● **What the task requires**: Check every line of the entries that follow, and copy the ones containing "component".

● **Information given**:
----

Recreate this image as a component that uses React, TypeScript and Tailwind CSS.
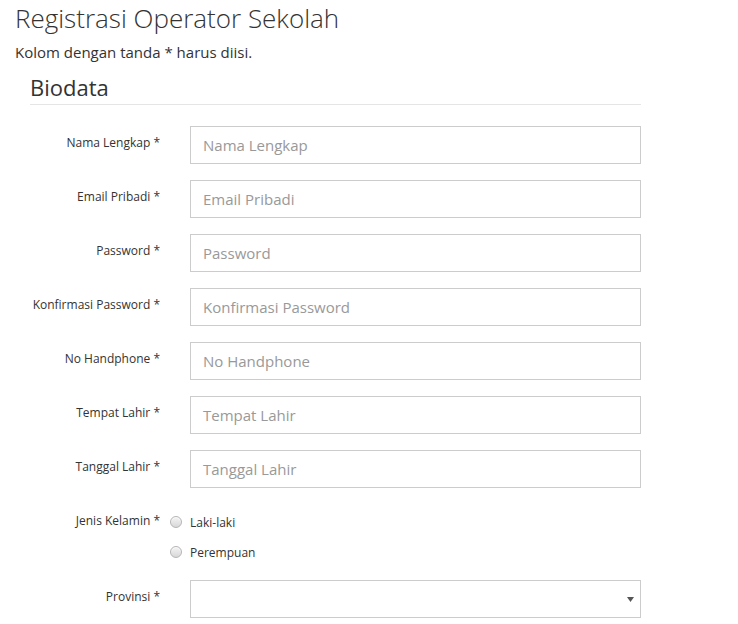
import React from "react";

const fields = [
  "Nama Lengkap",
  "Email Pribadi",
  "Password",
  "Konfirmasi Password",
  "No Handphone",
  "Tempat Lahir",
  "Tanggal Lahir",
];

function Radio() {
  return (
    <span className="inline-block w-[12px] h-[12px] rounded-full border border-[#b5b5b5] bg-gradient-to-b from-[#f4f4f4] to-[#d8d8d8] shadow-[inset_0_1px_1px_rgba(255,255,255,0.8)]" />
  );
}

export default function App() {
  return (
    <div className="bg-white w-[738px] h-[624px] overflow-hidden text-[#333] font-['Open_Sans',sans-serif] pl-[15px]">
      <h1 className="text-[26px] font-light leading-[36px] mt-[0px] text-[#333]">Registrasi Operator Sekolah</h1>
      <p className="text-[15px] leading-[20px] mt-[6px]">Kolom dengan tanda * harus diisi.</p>
      <div className="ml-[15px] w-[611px]">
        <h2 className="text-[22px] leading-[30px] mt-[10px] pb-[2px] border-b border-[#e5e5e5]">Biodata</h2>
        <div className="mt-[21px] flex flex-col gap-[16px]">
          {fields.map((f) => (
            <div key={f} className="flex items-start gap-[30px]">
              <label className="w-[130px] text-right text-[12px] leading-[17px] pt-[8px]">{f} *</label>
              <div className="w-[451px] h-[38px] border border-[#cccccc] flex items-center px-[12px] text-[15px] text-[#999]">
                {f}
              </div>
            </div>
          ))}
          <div className="flex items-start gap-[10px] mt-[8px]">
            <label className="w-[130px] text-right text-[12px] leading-[17px]">Jenis Kelamin *</label>
            <div className="flex flex-col gap-[10px]">
              <div className="flex items-center gap-[8px] text-[12px] leading-[17px]">
                <span className="mt-[3px]"><Radio /></span>
                <span>Laki-laki</span>
              </div>
              <div className="flex items-center gap-[8px] text-[12px] leading-[17px]">
                <span className="mt-[3px]"><Radio /></span>
                <span>Perempuan</span>
              </div>
            </div>
          </div>
          <div className="flex items-start gap-[30px] mt-[2px]">
            <label className="w-[130px] text-right text-[12px] leading-[17px] pt-[8px]">Provinsi *</label>
            <div className="w-[451px] h-[38px] border border-[#cccccc] flex items-center justify-end pr-[6px]">
              <svg width="7" height="5" viewBox="0 0 7 5"><path d="M0 0 L7 0 L3.5 5 Z" fill="#555" /></svg>
            </div>
          </div>
        </div>
      </div>
    </div>
  );
}
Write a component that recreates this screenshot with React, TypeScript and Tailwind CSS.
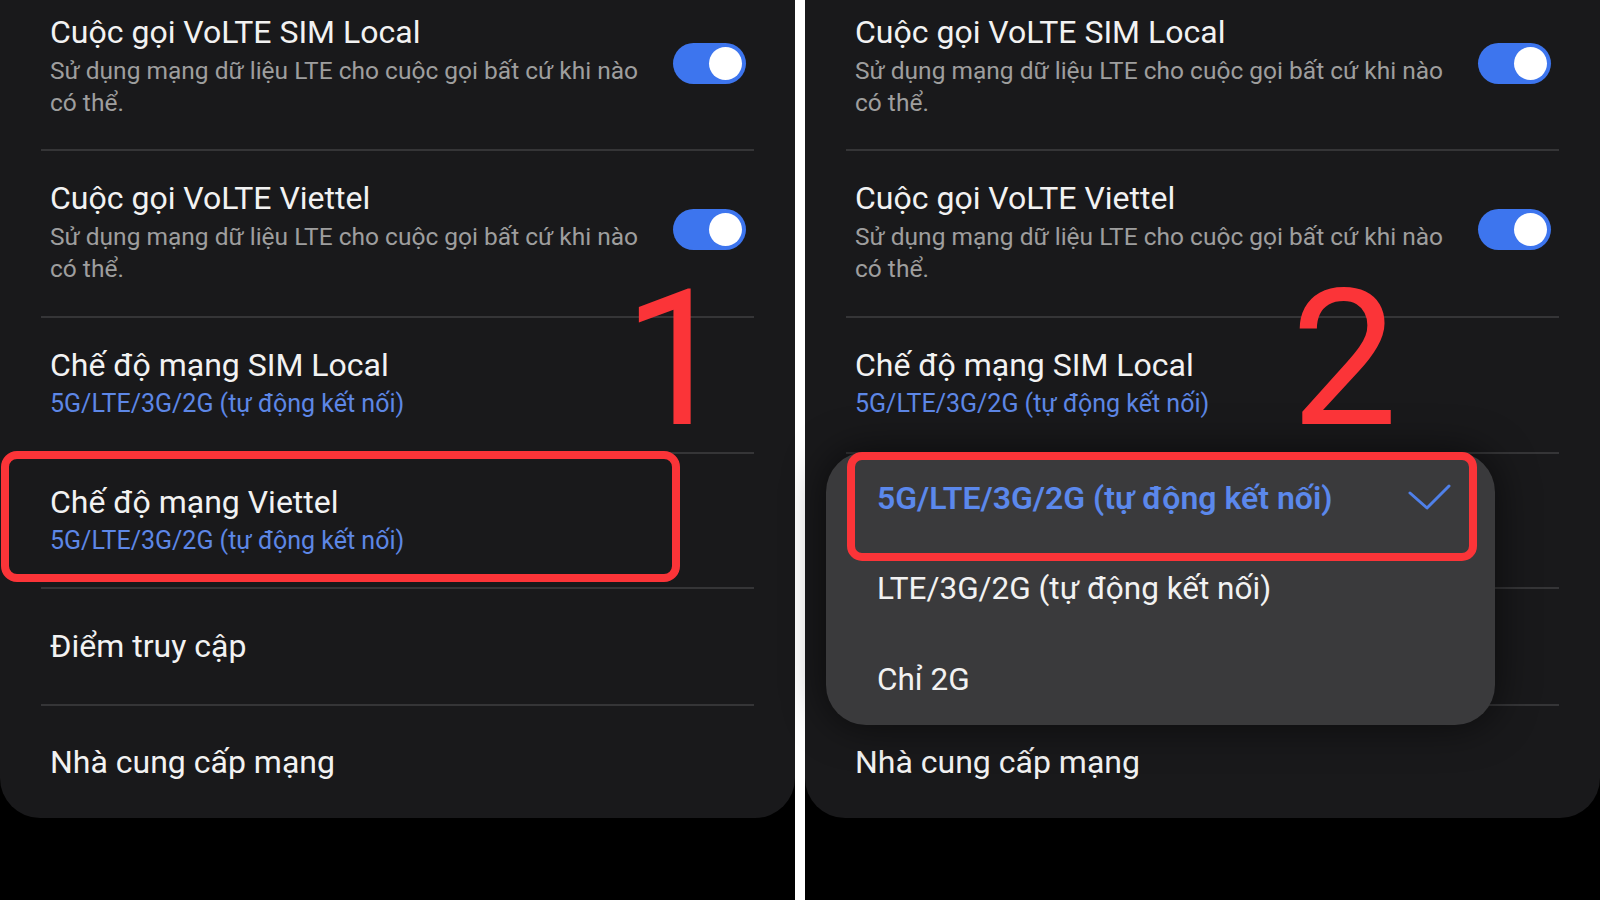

----

● **Full answer**:
Recreate this image as a component that uses React, TypeScript and Tailwind CSS.
Write a component that recreates this screenshot with React, TypeScript and Tailwind CSS.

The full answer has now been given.